Le 22 octobre 1958, un groupe de travail pour les élections européennes, présidé par Fernand Dehousse, est constitué au sein de la commission des Affaires politiques de l'Assemblée parlementaire européenne qui rend le 30 avril 1960 un projet de convention sur l'élection de l'Assemblée parlementaire européenne au suffrage universel direct (rapport Dehousse).

Le 17 mai 1960, l'Assemblée parlementaire européenne approuve la résolution portant adoption d'un projet de convention sur l'élection de l'Assemblée parlementaire européenne au suffrage universel direct et autres textes connexes. La résolution reprend le projet élaboré par le groupe de travail pour les élections européennes présidé par Fernand Dehousse.

Après l'élargissement des Communautés de Six à Neuf, en 1973, une actualisation du rapport Dehousse de 1960 semble indispensable. Le Parlement européen charge alors sa commission politique d'élaborer une nouvelle proposition et confié au socialiste néerlandais, Schelto Patijn, le soin de rédiger un rapport qui est voté en session plénière le 14 janvier 1975, par 106 voix contre 2 et 17 abstentions venant principalement des communistes et des gaullistes. Le rapport Patijn prévoit que l'ensemble des représentants au Parlement européen seraient élus au suffrage universel direct (art. 1), pour cinq ans (art. 3) et que la première élection aurait lieu « au plus tard, le premier dimanche du mois de mai 1978 » (art. 13).
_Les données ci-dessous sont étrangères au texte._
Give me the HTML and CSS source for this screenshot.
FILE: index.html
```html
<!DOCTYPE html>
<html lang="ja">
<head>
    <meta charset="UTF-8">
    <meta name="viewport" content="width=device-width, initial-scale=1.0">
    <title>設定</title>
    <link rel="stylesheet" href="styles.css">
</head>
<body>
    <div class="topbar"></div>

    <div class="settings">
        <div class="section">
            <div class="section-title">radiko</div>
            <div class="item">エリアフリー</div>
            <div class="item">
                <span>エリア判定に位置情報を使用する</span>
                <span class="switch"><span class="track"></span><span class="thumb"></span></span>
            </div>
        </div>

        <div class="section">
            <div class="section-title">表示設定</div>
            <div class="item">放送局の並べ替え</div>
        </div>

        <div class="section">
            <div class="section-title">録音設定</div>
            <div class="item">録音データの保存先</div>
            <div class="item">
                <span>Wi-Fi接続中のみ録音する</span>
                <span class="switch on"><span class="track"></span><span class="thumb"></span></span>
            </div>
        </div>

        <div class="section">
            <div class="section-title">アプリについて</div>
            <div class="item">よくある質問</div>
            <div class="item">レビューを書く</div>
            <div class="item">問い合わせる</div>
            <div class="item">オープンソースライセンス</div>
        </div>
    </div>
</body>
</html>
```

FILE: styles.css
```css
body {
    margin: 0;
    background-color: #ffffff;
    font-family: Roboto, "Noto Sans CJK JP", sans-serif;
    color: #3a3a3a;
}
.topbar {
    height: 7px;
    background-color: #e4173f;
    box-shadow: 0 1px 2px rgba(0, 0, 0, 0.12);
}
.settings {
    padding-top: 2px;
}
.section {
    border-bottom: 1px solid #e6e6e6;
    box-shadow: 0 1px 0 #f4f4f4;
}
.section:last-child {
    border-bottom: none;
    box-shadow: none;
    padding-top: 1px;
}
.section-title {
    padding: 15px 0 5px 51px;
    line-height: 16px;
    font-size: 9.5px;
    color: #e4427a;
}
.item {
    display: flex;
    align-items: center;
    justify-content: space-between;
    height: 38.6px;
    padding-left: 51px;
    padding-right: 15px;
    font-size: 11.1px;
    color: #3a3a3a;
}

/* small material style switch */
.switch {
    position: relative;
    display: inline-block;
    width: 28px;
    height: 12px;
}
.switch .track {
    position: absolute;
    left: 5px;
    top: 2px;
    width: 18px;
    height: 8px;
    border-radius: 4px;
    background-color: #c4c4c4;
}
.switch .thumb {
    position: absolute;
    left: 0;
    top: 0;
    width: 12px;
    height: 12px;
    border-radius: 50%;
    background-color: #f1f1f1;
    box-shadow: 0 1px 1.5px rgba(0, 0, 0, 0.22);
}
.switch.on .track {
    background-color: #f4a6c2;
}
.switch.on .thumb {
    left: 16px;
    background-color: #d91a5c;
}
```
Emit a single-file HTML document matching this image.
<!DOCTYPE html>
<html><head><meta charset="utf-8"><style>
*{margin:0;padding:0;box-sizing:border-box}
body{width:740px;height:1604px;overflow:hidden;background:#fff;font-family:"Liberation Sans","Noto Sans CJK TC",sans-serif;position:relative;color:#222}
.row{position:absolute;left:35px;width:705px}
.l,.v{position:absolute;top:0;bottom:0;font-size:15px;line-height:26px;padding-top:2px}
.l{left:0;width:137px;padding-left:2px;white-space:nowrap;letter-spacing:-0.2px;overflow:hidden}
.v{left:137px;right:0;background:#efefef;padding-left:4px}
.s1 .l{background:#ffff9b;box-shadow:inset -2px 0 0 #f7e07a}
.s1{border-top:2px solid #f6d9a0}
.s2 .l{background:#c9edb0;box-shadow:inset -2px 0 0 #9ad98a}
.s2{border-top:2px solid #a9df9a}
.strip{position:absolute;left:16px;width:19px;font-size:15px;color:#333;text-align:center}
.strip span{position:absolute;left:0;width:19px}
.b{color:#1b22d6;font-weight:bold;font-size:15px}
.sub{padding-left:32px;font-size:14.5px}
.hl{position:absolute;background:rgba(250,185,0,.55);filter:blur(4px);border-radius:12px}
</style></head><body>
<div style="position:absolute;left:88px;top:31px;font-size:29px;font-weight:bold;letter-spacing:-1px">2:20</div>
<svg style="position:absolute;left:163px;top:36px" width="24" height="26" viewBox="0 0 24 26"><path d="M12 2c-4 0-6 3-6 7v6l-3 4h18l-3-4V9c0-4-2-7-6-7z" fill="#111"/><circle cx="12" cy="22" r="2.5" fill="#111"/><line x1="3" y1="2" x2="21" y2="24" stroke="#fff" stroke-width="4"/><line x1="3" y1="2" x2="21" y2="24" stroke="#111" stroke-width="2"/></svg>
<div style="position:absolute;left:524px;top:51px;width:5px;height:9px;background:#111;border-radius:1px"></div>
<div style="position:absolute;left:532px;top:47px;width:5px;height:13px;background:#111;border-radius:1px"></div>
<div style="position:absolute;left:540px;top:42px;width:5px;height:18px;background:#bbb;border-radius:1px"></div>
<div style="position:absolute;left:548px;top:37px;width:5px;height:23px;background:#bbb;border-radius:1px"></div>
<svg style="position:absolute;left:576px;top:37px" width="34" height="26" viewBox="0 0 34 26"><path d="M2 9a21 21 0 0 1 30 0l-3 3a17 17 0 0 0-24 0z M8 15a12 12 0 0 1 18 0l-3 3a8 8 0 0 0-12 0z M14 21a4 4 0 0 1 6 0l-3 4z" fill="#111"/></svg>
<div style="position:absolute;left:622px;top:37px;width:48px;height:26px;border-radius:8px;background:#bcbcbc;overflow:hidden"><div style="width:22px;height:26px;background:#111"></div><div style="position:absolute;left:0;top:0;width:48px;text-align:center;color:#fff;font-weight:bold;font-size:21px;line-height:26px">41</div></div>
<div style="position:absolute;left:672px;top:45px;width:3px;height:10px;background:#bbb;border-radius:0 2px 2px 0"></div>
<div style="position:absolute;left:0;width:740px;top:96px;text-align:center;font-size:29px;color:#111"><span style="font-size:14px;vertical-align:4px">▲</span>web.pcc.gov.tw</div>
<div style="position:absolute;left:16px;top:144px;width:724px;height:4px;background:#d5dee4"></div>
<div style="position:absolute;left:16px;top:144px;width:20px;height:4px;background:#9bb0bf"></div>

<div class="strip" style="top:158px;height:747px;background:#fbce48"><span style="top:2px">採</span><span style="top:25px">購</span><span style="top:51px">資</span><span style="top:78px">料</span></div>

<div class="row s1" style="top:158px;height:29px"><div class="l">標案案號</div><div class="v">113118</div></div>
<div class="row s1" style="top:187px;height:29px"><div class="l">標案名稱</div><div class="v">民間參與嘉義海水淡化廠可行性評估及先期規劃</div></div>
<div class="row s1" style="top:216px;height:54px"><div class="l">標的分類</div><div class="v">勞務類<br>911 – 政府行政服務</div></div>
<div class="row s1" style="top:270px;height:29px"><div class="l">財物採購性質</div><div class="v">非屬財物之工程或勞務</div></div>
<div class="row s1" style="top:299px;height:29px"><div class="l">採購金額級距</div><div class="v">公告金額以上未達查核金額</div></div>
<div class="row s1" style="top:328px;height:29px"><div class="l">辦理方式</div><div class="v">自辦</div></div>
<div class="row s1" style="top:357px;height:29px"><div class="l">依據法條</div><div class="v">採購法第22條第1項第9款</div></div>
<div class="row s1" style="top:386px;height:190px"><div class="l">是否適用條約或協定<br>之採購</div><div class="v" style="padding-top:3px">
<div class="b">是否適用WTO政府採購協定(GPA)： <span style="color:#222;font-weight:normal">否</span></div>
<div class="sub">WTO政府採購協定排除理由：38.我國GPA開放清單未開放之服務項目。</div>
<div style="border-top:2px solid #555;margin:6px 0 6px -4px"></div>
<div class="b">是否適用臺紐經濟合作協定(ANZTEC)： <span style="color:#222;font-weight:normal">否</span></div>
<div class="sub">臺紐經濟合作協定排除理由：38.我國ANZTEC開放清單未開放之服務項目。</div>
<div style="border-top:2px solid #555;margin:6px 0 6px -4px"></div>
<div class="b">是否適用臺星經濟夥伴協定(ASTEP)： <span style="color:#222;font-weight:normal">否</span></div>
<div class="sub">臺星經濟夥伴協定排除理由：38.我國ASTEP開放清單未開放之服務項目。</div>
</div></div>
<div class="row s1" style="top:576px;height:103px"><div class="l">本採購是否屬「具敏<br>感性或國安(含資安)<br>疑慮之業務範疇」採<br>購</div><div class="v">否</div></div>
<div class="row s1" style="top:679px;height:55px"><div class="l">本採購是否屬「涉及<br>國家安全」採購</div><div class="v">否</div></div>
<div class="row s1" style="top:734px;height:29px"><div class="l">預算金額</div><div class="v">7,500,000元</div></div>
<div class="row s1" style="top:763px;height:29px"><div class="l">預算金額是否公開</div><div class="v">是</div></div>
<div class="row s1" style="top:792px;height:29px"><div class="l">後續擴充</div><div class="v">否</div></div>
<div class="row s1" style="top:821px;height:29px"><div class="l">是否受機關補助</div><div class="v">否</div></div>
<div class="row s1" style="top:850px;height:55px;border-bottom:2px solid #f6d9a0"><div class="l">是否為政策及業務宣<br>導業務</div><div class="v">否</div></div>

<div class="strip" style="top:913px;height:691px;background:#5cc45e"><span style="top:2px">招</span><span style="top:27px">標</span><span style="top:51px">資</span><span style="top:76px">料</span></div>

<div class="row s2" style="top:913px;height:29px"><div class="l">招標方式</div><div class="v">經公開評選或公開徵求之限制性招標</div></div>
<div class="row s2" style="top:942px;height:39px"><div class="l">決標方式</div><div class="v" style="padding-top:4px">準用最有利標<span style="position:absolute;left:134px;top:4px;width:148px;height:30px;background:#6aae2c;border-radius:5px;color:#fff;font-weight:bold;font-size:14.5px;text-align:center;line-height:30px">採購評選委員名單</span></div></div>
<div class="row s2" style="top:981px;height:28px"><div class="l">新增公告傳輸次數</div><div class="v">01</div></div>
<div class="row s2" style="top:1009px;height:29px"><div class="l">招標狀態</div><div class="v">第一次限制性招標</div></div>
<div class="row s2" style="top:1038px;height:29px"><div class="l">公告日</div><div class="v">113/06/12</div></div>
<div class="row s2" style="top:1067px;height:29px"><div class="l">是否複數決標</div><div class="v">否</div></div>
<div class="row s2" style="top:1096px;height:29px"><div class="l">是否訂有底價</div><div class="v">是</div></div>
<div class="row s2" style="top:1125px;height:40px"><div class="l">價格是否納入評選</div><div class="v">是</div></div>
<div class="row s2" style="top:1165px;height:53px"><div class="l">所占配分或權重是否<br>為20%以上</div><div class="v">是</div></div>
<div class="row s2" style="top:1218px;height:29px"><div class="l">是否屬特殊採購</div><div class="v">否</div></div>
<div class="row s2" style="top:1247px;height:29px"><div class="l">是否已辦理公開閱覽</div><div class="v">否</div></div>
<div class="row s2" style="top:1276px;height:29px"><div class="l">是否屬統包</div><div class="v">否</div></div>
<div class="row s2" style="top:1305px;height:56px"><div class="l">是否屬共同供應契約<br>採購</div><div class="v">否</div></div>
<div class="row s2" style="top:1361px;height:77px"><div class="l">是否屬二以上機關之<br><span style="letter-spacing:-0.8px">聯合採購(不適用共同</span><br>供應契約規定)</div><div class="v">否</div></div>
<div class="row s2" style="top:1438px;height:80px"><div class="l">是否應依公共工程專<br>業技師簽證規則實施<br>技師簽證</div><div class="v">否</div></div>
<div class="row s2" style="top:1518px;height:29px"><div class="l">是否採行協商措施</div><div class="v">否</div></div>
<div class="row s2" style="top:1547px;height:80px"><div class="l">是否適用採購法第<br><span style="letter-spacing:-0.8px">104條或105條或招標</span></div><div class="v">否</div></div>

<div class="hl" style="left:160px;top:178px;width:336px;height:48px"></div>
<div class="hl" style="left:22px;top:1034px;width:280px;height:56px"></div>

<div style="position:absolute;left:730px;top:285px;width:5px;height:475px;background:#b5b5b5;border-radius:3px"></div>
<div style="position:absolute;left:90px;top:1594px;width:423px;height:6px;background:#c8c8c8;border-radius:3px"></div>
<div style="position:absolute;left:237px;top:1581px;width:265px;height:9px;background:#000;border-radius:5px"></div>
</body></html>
Lors du sommet de Paris (décembre 1974), Giscard d'Estaing se rallie à l'élection directe du Parlement rejetée jusque là par les présidents de Gaulle et Pompidou. Selon le communiqué final du sommet, le Parlement devra être élu au suffrage universel direct « le plus tôt possible ». Il doit faire des propositions sur lesquelles le Conseil pourra statuer en 1976 en vue d'une élection au suffrage direct qui « devrait intervenir à partir de 1978 » (point 12).

Sur la base des travaux préparatoires du Parlement européen (rapport Patijn), le Conseil européen réuni à Rome, les 1er et 2 décembre 1975, confirme les intentions du sommet de Paris de décembre 1974 et décide de faire élire le Parlement européen au suffrage universel direct à une date unique en mai 1978.
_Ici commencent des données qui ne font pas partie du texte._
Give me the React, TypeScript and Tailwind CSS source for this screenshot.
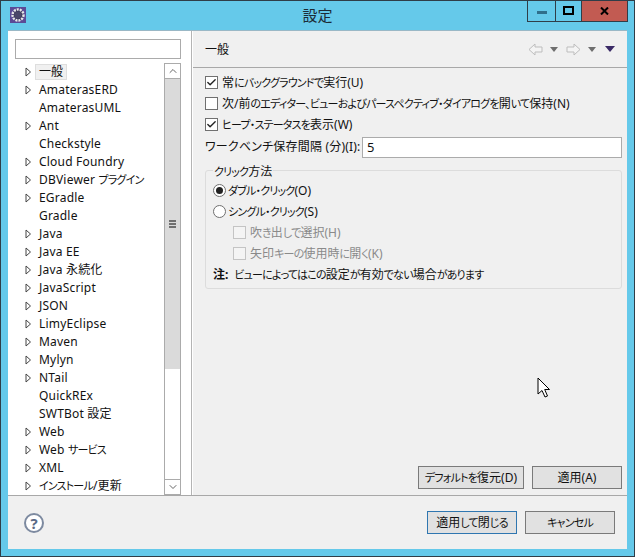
import { ChevronDown, ChevronUp, Check } from 'lucide-react'

const items: [string, boolean][] = [
  ['AmaterasERD', true],
  ['AmaterasUML', false],
  ['Ant', true],
  ['Checkstyle', false],
  ['Cloud Foundry', true],
  ['DBViewer プラグイン', true],
  ['EGradle', true],
  ['Gradle', false],
  ['Java', true],
  ['Java EE', true],
  ['Java 永続化', true],
  ['JavaScript', true],
  ['JSON', true],
  ['LimyEclipse', true],
  ['Maven', true],
  ['Mylyn', true],
  ['NTail', true],
  ['QuickREx', false],
  ['SWTBot 設定', false],
  ['Web', true],
  ['Web サービス', true],
  ['XML', true],
  ['インストール/更新', true],
]

// the kana in the picture are set much narrower than the kanji
function Jp({ text }: { text: string }) {
  return (
    <span className="whitespace-nowrap">
      {text.split(/([ぁ-んァ-ヶー・、]+)/).map((part, i) =>
        i % 2 === 1 ? (
          <span key={i} className="text-[11px] tracking-[-0.8px]">{part}</span>
        ) : (
          <span key={i}>{part}</span>
        ),
      )}
    </span>
  )
}

function Twisty() {
  return (
    <svg width="7" height="10" viewBox="0 0 7 10" className="shrink-0">
      <path d="M1 1 L1 9 L5.5 5 Z" fill="#fff" stroke="#444" strokeWidth="1" />
    </svg>
  )
}

function Box({ checked, disabled }: { checked?: boolean; disabled?: boolean }) {
  return (
    <span className={`flex h-[13px] w-[13px] shrink-0 items-center justify-center border ${disabled ? 'border-[#c4c4c4] bg-[#f4f4f4]' : 'border-[#707070] bg-white'}`}>
      {checked && <Check size={11} strokeWidth={3} className="text-[#222]" />}
    </span>
  )
}

function Radio({ checked }: { checked?: boolean }) {
  return (
    <span className="flex h-[13px] w-[13px] shrink-0 items-center justify-center rounded-full border border-[#707070] bg-white">
      {checked && <span className="h-[7px] w-[7px] rounded-full bg-[#222]" />}
    </span>
  )
}

function Arrow({ flip }: { flip?: boolean }) {
  return (
    <svg width="15" height="13" viewBox="0 0 15 13" className={flip ? '-scale-x-100' : ''}>
      <path d="M1 6.5 L7 1 L7 4 L14 4 L14 9 L7 9 L7 12 Z" fill="#f4f4f4" stroke="#bdbdbd" strokeWidth="1" />
    </svg>
  )
}

function Caret({ dark }: { dark?: boolean }) {
  return (
    <svg width={dark ? 10 : 8} height={dark ? 6 : 5} viewBox="0 0 8 5" preserveAspectRatio="none">
      <path d="M0 0 H8 L4 5 Z" fill={dark ? '#3a2a66' : '#6e6e6e'} />
    </svg>
  )
}

function Btn({ label, w, focus }: { label: string; w: string; focus?: boolean }) {
  return (
    <button className={`flex h-[23px] items-center justify-center whitespace-nowrap border bg-[#e1e1e1] text-[12px] text-[#111] ${w} ${focus ? 'border-[#2f76b0]' : 'border-[#7a7a7a]'}`}>
      <Jp text={label} />
    </button>
  )
}

export default function App() {
  return (
    <div
      className="relative flex h-[557px] w-[635px] flex-col overflow-hidden border border-[#2f3d48] bg-[#65c9ea] text-[12px] leading-[18px] text-[#111] [font-feature-settings:'palt']"
      style={{ fontFamily: '"Noto Sans", "Noto Sans CJK JP", sans-serif' }}
    >
      {/* title bar */}
      <div className="relative flex h-[29px] shrink-0 items-center justify-center">
        <svg width="16" height="16" viewBox="0 0 16 16" className="absolute left-[9px] top-[6px]">
          <rect width="16" height="16" fill="#5b4a96" />
          <circle cx="8" cy="8" r="5.5" fill="#3e3a5c" stroke="#e8e8e8" strokeWidth="2.4" strokeDasharray="2 1" />
          <circle cx="8" cy="8" r="3.6" fill="#4a4668" />
        </svg>
        <span className="-mt-[2px] text-[15px] text-[#1c2b36] [font-feature-settings:'normal']">設定</span>
        <div className="absolute right-[6px] top-[-1px] flex h-[22px] border border-t-0 border-[#2f3d48]">
          <div className="flex w-[28px] items-center justify-center border-r border-[#2f3d48]">
            <span className="mt-[3px] h-[3px] w-[10px] bg-[#2f6f8c]" />
          </div>
          <div className="flex w-[26px] items-center justify-center border-r border-[#2f3d48]">
            <span className="h-[9px] w-[11px] border-2 border-black" />
          </div>
          <div className="flex w-[45px] items-center justify-center bg-[#c25b52]">
            <svg width="9" height="8" viewBox="0 0 9 8">
              <path d="M1 0.5 L8 7.5 M8 0.5 L1 7.5" stroke="#000" strokeWidth="2" />
            </svg>
          </div>
        </div>
      </div>

      {/* body */}
      <div className="mx-[7px] flex h-[519px] flex-col border-t border-[#9ab8c6] bg-[#f0f0f0]">
        <div className="flex h-[465px] border-b border-[#a8a8a8]">
          {/* left tree */}
          <div className="flex w-[183px] shrink-0 flex-col bg-white pl-[7px] pr-[10px] pt-[8px]">
            <div className="h-[20px] shrink-0 border border-[#ababab] bg-white" />
            <div className="mt-[4px] flex min-h-0 flex-1">
              <div className="flex-1 overflow-hidden pl-[10px]">
                <div className="flex h-[18px] items-center gap-[3px]">
                  <Twisty />
                  <span className="border border-[#dedede] bg-[#f0f0f0] px-[3px] text-[12px] leading-[14px]">一般</span>
                </div>
                {items.map(([label, arrow]) => (
                  <div key={label} className="flex h-[18px] items-center gap-[7px] whitespace-nowrap tracking-[0.2px]">
                    {arrow ? <Twisty /> : <span className="w-[7px] shrink-0" />}
                    <Jp text={label} />
                  </div>
                ))}
              </div>
              {/* scrollbar */}
              <div className="flex w-[17px] shrink-0 flex-col border-x border-[#ababab] bg-white">
                <div className="flex h-[16px] shrink-0 items-center justify-center border-y border-[#ababab]">
                  <ChevronUp size={12} className="text-[#666]" />
                </div>
                <div className="flex h-[290px] shrink-0 items-center justify-center bg-[#dadada]">
                  <div className="flex flex-col gap-[1px]">
                    <span className="h-[2px] w-[7px] bg-[#707070]" />
                    <span className="h-[2px] w-[7px] bg-[#707070]" />
                    <span className="h-[2px] w-[7px] bg-[#707070]" />
                  </div>
                </div>
                <div className="flex-1" />
                <div className="flex h-[16px] shrink-0 items-center justify-center border-y border-[#ababab]">
                  <ChevronDown size={12} className="text-[#666]" />
                </div>
              </div>
            </div>
          </div>

          {/* sash */}
          <div className="w-[2px] shrink-0 border-l border-[#b4b4b4] bg-white" />

          {/* right panel */}
          <div className="flex min-w-0 flex-1 flex-col">
            <div className="flex h-[37px] shrink-0 items-center justify-between border-b border-[#a8a8a8] pl-[12px] pr-[12px]">
              <span className="mt-[2px]">一般</span>
              <div className="flex items-center">
                <Arrow />
                <span className="ml-[7px] flex"><Caret /></span>
                <span className="ml-[8px] flex"><Arrow flip /></span>
                <span className="ml-[7px] flex"><Caret /></span>
                <span className="ml-[9px] flex"><Caret dark /></span>
              </div>
            </div>
            <div className="flex flex-1 flex-col pl-[12px] pr-[5px] pt-[4px]">
              <div className="flex h-[21px] items-center gap-[4px]"><Box checked /><Jp text="常にバックグラウンドで実行(U)" /></div>
              <div className="flex h-[21px] items-center gap-[4px]"><Box /><Jp text="次/前のエディター、ビューおよびパースペクティブ・ダイアログを開いて保持(N)" /></div>
              <div className="flex h-[21px] items-center gap-[4px]"><Box checked /><Jp text="ヒープ・ステータスを表示(W)" /></div>
              <div className="mt-[1px] flex h-[22px] items-center">
                <span className="w-[157px] shrink-0 whitespace-nowrap tracking-[0.2px]">ワークベンチ保存間隔 (分)(I):</span>
                <div className="flex h-[21px] flex-1 items-center border border-[#ababab] bg-white pl-[4px] text-[13px]">5</div>
              </div>

              <div className="relative mt-[12px] h-[119px] rounded-[3px] border border-[#dcdcdc] pl-[7px] pt-[9px]">
                <span className="absolute -top-[8px] left-[7px] bg-[#f0f0f0] px-[1px]"><Jp text="クリック方法" /></span>
                <div className="flex h-[21px] items-center gap-[2px]"><Radio checked /><Jp text="ダブル・クリック(O)" /></div>
                <div className="flex h-[21px] items-center gap-[2px]"><Radio /><Jp text="シングル・クリック(S)" /></div>
                <div className="flex h-[21px] items-center gap-[4px] pl-[20px] text-[#8a8a8a]"><Box disabled /><Jp text="吹き出しで選択(H)" /></div>
                <div className="flex h-[21px] items-center gap-[4px] pl-[20px] text-[#8a8a8a]"><Box disabled /><Jp text="矢印キーの使用時に開く(K)" /></div>
                <div className="flex h-[21px] items-center gap-[6px]"><b className="font-bold">注:</b><Jp text="ビューによってはこの設定が有効でない場合があります" /></div>
              </div>

              <div className="mt-auto mb-[6px] flex justify-end gap-[8px]">
                <Btn label="デフォルトを復元(D)" w="w-[106px]" />
                <Btn label="適用(A)" w="w-[90px]" />
              </div>
            </div>
          </div>
        </div>

        {/* footer */}
        <div className="flex flex-1 items-center justify-between pl-[16px] pr-[12px]">
          <span className="flex h-[20px] w-[20px] items-center justify-center rounded-full border-2 border-[#7d8aa0] bg-white text-[15px] font-bold text-[#5a6a86]">?</span>
          <div className="flex gap-[8px]">
            <Btn label="適用して閉じる" w="w-[90px]" focus />
            <Btn label="キャンセル" w="w-[90px]" />
          </div>
        </div>
      </div>

      {/* mouse pointer */}
      <svg width="14" height="22" viewBox="0 0 14 22" className="absolute left-[536px] top-[376px]">
        <path d="M1 1 L1 17 L5 13.5 L8 20 L10.5 19 L7.7 12.5 L12.5 12.5 Z" fill="#fff" stroke="#000" strokeWidth="1" />
      </svg>
    </div>
  )
}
L'élaboration, par le Conseil, de l'Acte organisant les élections directes achoppe principalement sur la question du nombre des sièges. Une solution de compromis est finalement trouvée au Conseil européen du 12 juillet et l'Acte est signé par les ministres des Affaires étrangères le 20 septembre 1976.

II. L’élection du Parlement au suffrage universel

Le 20 septembre 1976, les Neuf signent de l’« Acte de Bruxelles » relatif à l’élection du Parlement européen au suffrage universel. Le Parlement européen comprendra 410 membres élus pour 5 ans au suffrage universel direct et lors d’une période électorale unique. La pondération est sensiblement moins favorable aux petits États (Luxembourg 6 députés, Irlande 15, Danemark 16) que le système en vigueur et les quatre grands États (81 députés pour France, Grande-Bretagne, Allemagne et Italie), mieux lotis que dans le projet Patijn, restent à égalité (art. 2).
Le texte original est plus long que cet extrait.